■ Work to do: Images do not belong in the copy. Retype all the entries below exactly.

■ Records shown:
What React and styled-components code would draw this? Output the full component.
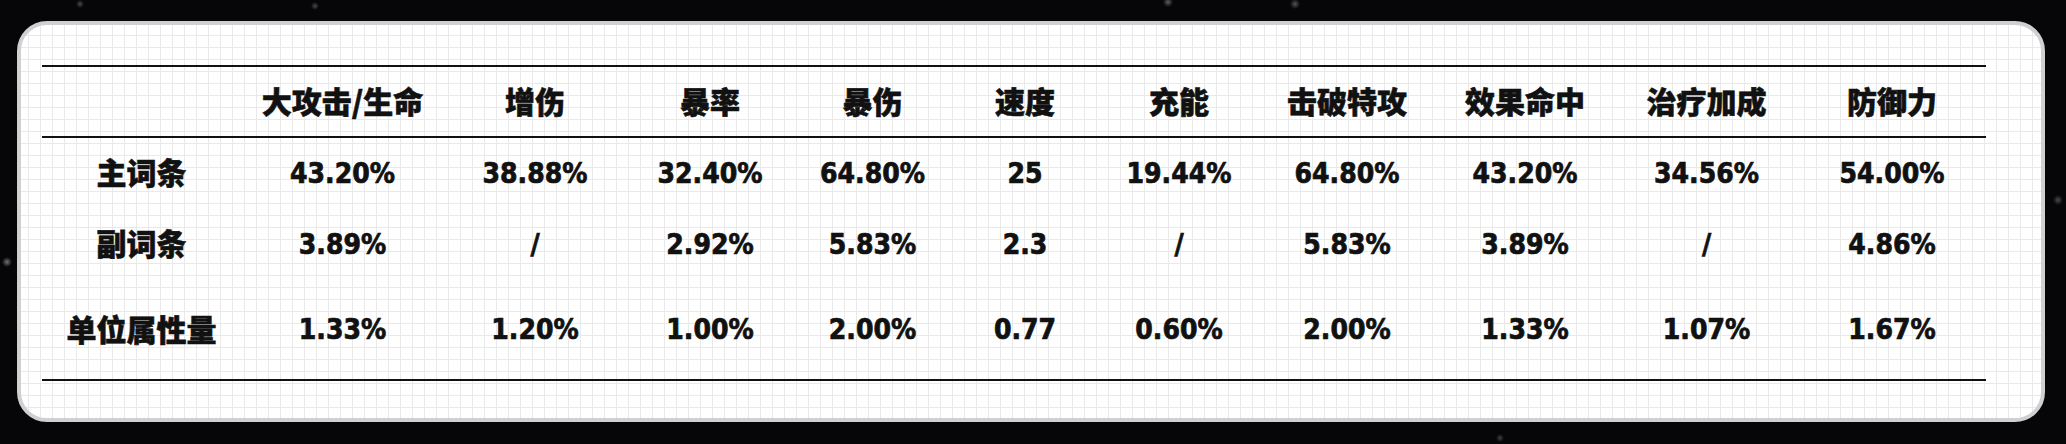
import React from "react";
import styled, { createGlobalStyle } from "styled-components";

const GlobalStyle = createGlobalStyle`
    * { box-sizing: border-box; }
    html, body {
        margin: 0;
        padding: 0;
    }
    body {
        width: 2066px;
        height: 444px;
        overflow: hidden;
        background-color: #060608;
        background-image:
            radial-gradient(circle at 7px 262px, rgba(200,200,210,0.55) 0, rgba(200,200,210,0) 5px),
            radial-gradient(circle at 80px 4px, rgba(200,200,210,0.35) 0, rgba(200,200,210,0) 4px),
            radial-gradient(circle at 315px 6px, rgba(200,200,210,0.35) 0, rgba(200,200,210,0) 4px),
            radial-gradient(circle at 1168px 2px, rgba(200,200,210,0.45) 0, rgba(200,200,210,0) 5px),
            radial-gradient(circle at 1295px 4px, rgba(200,200,210,0.4) 0, rgba(200,200,210,0) 5px),
            radial-gradient(circle at 2058px 200px, rgba(200,200,210,0.35) 0, rgba(200,200,210,0) 5px),
            radial-gradient(circle at 1500px 438px, rgba(200,200,210,0.3) 0, rgba(200,200,210,0) 4px);
        font-family: "DejaVu Sans Condensed", "DejaVu Sans", "Noto Sans CJK SC", sans-serif;
        color: #111;
    }
`;

const columns = [199, 203, 182, 168, 157, 148, 160, 176, 180, 183, 188];

const headers = ["", "大攻击/生命", "增伤", "暴率", "暴伤", "速度", "充能", "击破特攻", "效果命中", "治疗加成", "防御力"];

const rows = [
    { label: "主词条", values: ["43.20%", "38.88%", "32.40%", "64.80%", "25", "19.44%", "64.80%", "43.20%", "34.56%", "54.00%"] },
    { label: "副词条", values: ["3.89%", "/", "2.92%", "5.83%", "2.3", "/", "5.83%", "3.89%", "/", "4.86%"] },
    { label: "单位属性量", values: ["1.33%", "1.20%", "1.00%", "2.00%", "0.77", "0.60%", "2.00%", "1.33%", "1.07%", "1.67%"] },
];

const Card = styled.div`
    width: 2028px;
    height: 401px;
    margin: 21px 0 0 17px;
    padding: 40px 55px 0 21px;
    border: 4px solid #d0d0d2;
    border-radius: 30px;
    background-color: #ffffff;
    background-image:
        linear-gradient(#e9e9e9 1px, transparent 1px),
        linear-gradient(90deg, #e9e9e9 1px, transparent 1px);
    background-size: 12px 12px;
    background-position: 7px 10px;
`;

const Table = styled.div`
    display: grid;
    grid-template-columns: ${(p) => p.$cols.map((c) => `${c}px`).join(" ")};
    grid-template-rows: 71px 70px 72px 99px;
    border-top: 2px solid #111;
    border-bottom: 2px solid #111;
`;

const HeadCell = styled.div`
    display: flex;
    align-items: center;
    justify-content: center;
    padding-bottom: 4px;
    border-bottom: 2px solid #111;
    font-family: "Noto Sans CJK SC", sans-serif;
    font-size: 30px;
    font-weight: 900;
    -webkit-text-stroke: 0.6px #111;
    white-space: nowrap;
`;

const LabelCell = styled.div`
    display: flex;
    align-items: center;
    justify-content: center;
    padding-bottom: 4px;
    font-family: "Noto Sans CJK SC", sans-serif;
    font-size: 30px;
    font-weight: 900;
    -webkit-text-stroke: 0.6px #111;
    white-space: nowrap;
`;

const ValueCell = styled.div`
    display: flex;
    align-items: center;
    justify-content: center;
    font-family: "DejaVu Sans Condensed", "DejaVu Sans", sans-serif;
    font-size: 28px;
    font-weight: 700;
    -webkit-text-stroke: 0.7px #111;
    white-space: nowrap;
`;

export default function App() {
    return (
        <>
            <GlobalStyle />
            <Card>
                <Table $cols={columns}>
                    {headers.map((h, i) => (
                        <HeadCell key={`h${i}`}>{h}</HeadCell>
                    ))}
                    {rows.map((r) => (
                        <React.Fragment key={r.label}>
                            <LabelCell>{r.label}</LabelCell>
                            {r.values.map((v, j) => (
                                <ValueCell key={j}>{v}</ValueCell>
                            ))}
                        </React.Fragment>
                    ))}
                </Table>
            </Card>
        </>
    );
}
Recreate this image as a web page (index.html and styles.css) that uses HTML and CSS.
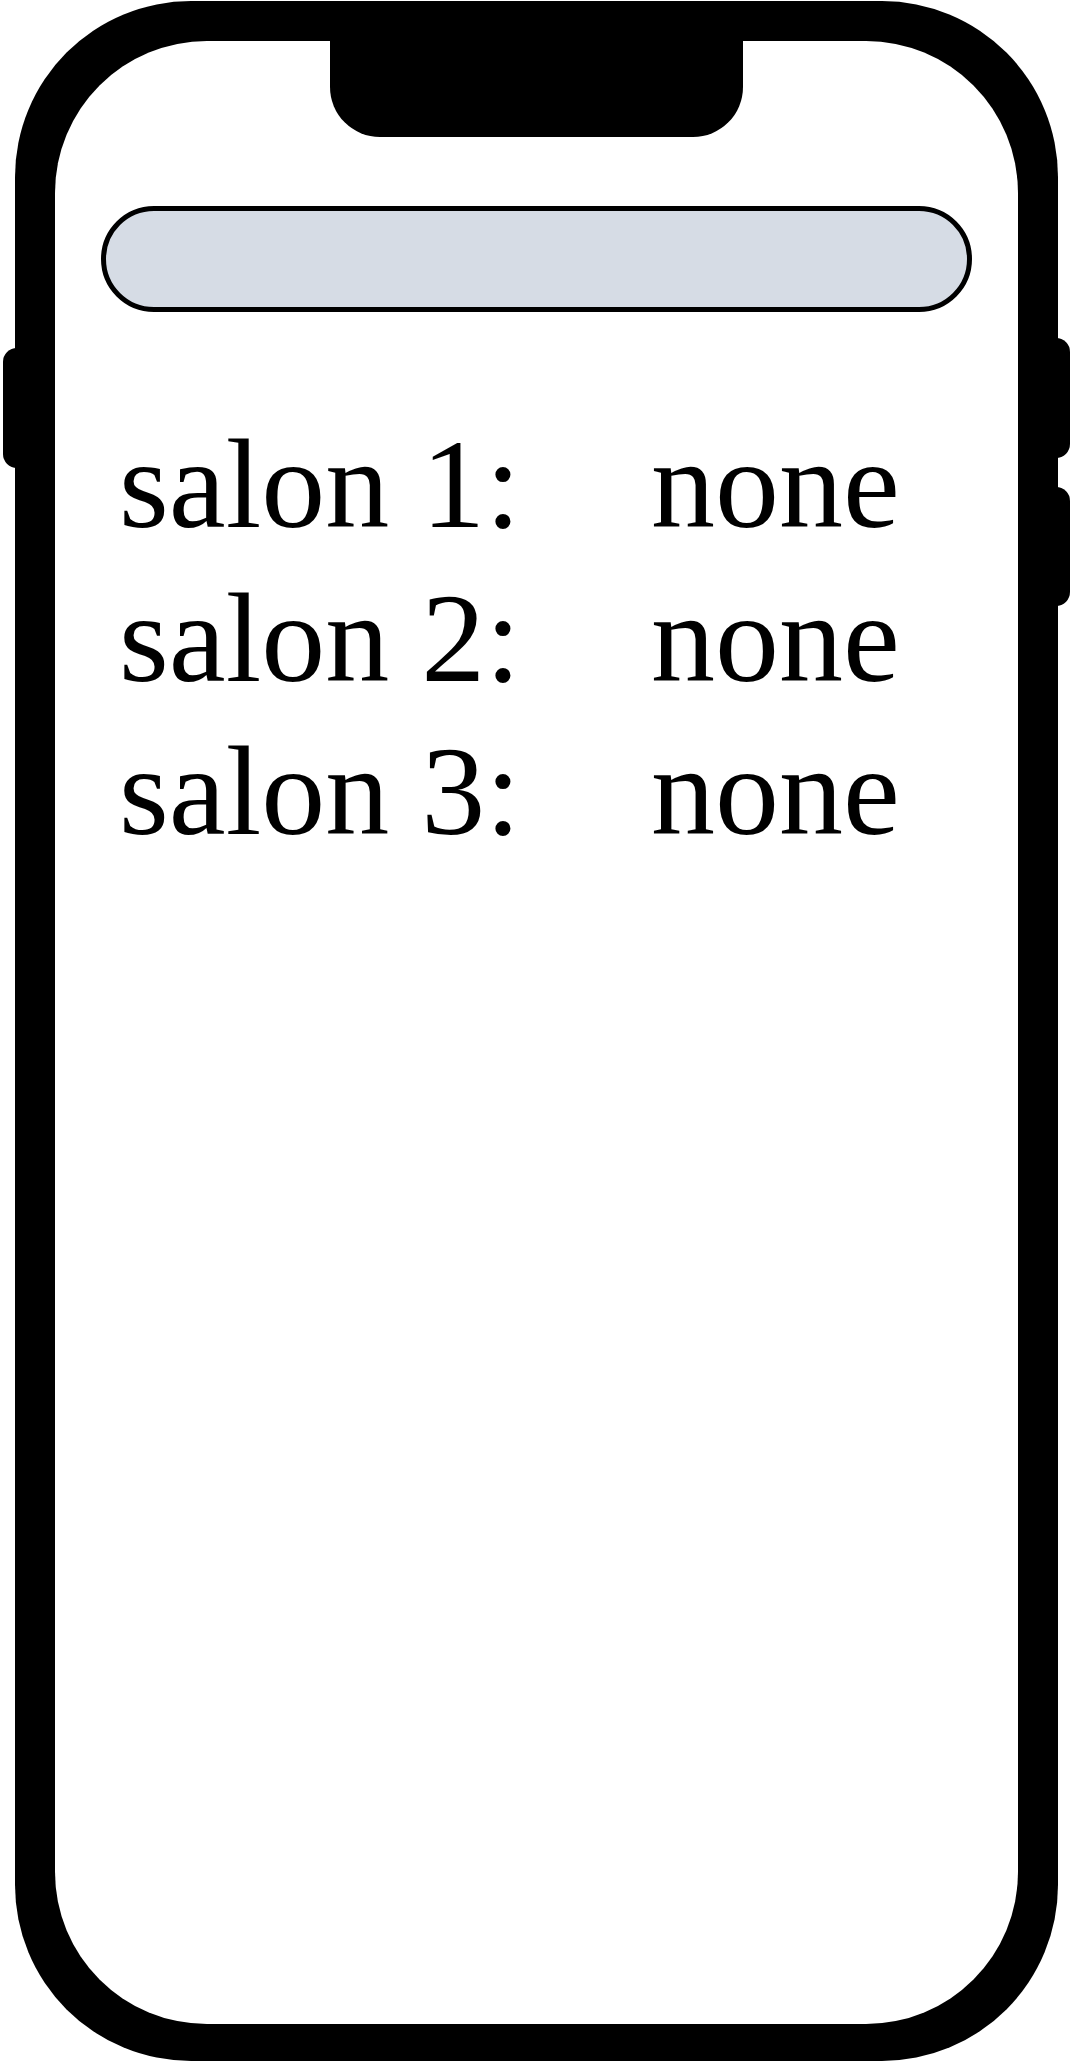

■ Exercise output:
What React and styled-components code would draw this? Output the full component.
import React from "react";
import styled, { createGlobalStyle } from "styled-components";

const GlobalStyle = createGlobalStyle`
    * { box-sizing: border-box; }
    html, body {
        margin: 0;
        padding: 0;
    }
    body {
        width: 2066px;
        height: 444px;
        overflow: hidden;
        background-color: #060608;
        background-image:
            radial-gradient(circle at 7px 262px, rgba(200,200,210,0.55) 0, rgba(200,200,210,0) 5px),
            radial-gradient(circle at 80px 4px, rgba(200,200,210,0.35) 0, rgba(200,200,210,0) 4px),
            radial-gradient(circle at 315px 6px, rgba(200,200,210,0.35) 0, rgba(200,200,210,0) 4px),
            radial-gradient(circle at 1168px 2px, rgba(200,200,210,0.45) 0, rgba(200,200,210,0) 5px),
            radial-gradient(circle at 1295px 4px, rgba(200,200,210,0.4) 0, rgba(200,200,210,0) 5px),
            radial-gradient(circle at 2058px 200px, rgba(200,200,210,0.35) 0, rgba(200,200,210,0) 5px),
            radial-gradient(circle at 1500px 438px, rgba(200,200,210,0.3) 0, rgba(200,200,210,0) 4px);
        font-family: "DejaVu Sans Condensed", "DejaVu Sans", "Noto Sans CJK SC", sans-serif;
        color: #111;
    }
`;

const columns = [199, 203, 182, 168, 157, 148, 160, 176, 180, 183, 188];

const headers = ["", "大攻击/生命", "增伤", "暴率", "暴伤", "速度", "充能", "击破特攻", "效果命中", "治疗加成", "防御力"];

const rows = [
    { label: "主词条", values: ["43.20%", "38.88%", "32.40%", "64.80%", "25", "19.44%", "64.80%", "43.20%", "34.56%", "54.00%"] },
    { label: "副词条", values: ["3.89%", "/", "2.92%", "5.83%", "2.3", "/", "5.83%", "3.89%", "/", "4.86%"] },
    { label: "单位属性量", values: ["1.33%", "1.20%", "1.00%", "2.00%", "0.77", "0.60%", "2.00%", "1.33%", "1.07%", "1.67%"] },
];

const Card = styled.div`
    width: 2028px;
    height: 401px;
    margin: 21px 0 0 17px;
    padding: 40px 55px 0 21px;
    border: 4px solid #d0d0d2;
    border-radius: 30px;
    background-color: #ffffff;
    background-image:
        linear-gradient(#e9e9e9 1px, transparent 1px),
        linear-gradient(90deg, #e9e9e9 1px, transparent 1px);
    background-size: 12px 12px;
    background-position: 7px 10px;
`;

const Table = styled.div`
    display: grid;
    grid-template-columns: ${(p) => p.$cols.map((c) => `${c}px`).join(" ")};
    grid-template-rows: 71px 70px 72px 99px;
    border-top: 2px solid #111;
    border-bottom: 2px solid #111;
`;

const HeadCell = styled.div`
    display: flex;
    align-items: center;
    justify-content: center;
    padding-bottom: 4px;
    border-bottom: 2px solid #111;
    font-family: "Noto Sans CJK SC", sans-serif;
    font-size: 30px;
    font-weight: 900;
    -webkit-text-stroke: 0.6px #111;
    white-space: nowrap;
`;

const LabelCell = styled.div`
    display: flex;
    align-items: center;
    justify-content: center;
    padding-bottom: 4px;
    font-family: "Noto Sans CJK SC", sans-serif;
    font-size: 30px;
    font-weight: 900;
    -webkit-text-stroke: 0.6px #111;
    white-space: nowrap;
`;

const ValueCell = styled.div`
    display: flex;
    align-items: center;
    justify-content: center;
    font-family: "DejaVu Sans Condensed", "DejaVu Sans", sans-serif;
    font-size: 28px;
    font-weight: 700;
    -webkit-text-stroke: 0.7px #111;
    white-space: nowrap;
`;

export default function App() {
    return (
        <>
            <GlobalStyle />
            <Card>
                <Table $cols={columns}>
                    {headers.map((h, i) => (
                        <HeadCell key={`h${i}`}>{h}</HeadCell>
                    ))}
                    {rows.map((r) => (
                        <React.Fragment key={r.label}>
                            <LabelCell>{r.label}</LabelCell>
                            {r.values.map((v, j) => (
                                <ValueCell key={j}>{v}</ValueCell>
                            ))}
                        </React.Fragment>
                    ))}
                </Table>
            </Card>
        </>
    );
}
Recreate this image as a web page (index.html and styles.css) that uses HTML and CSS.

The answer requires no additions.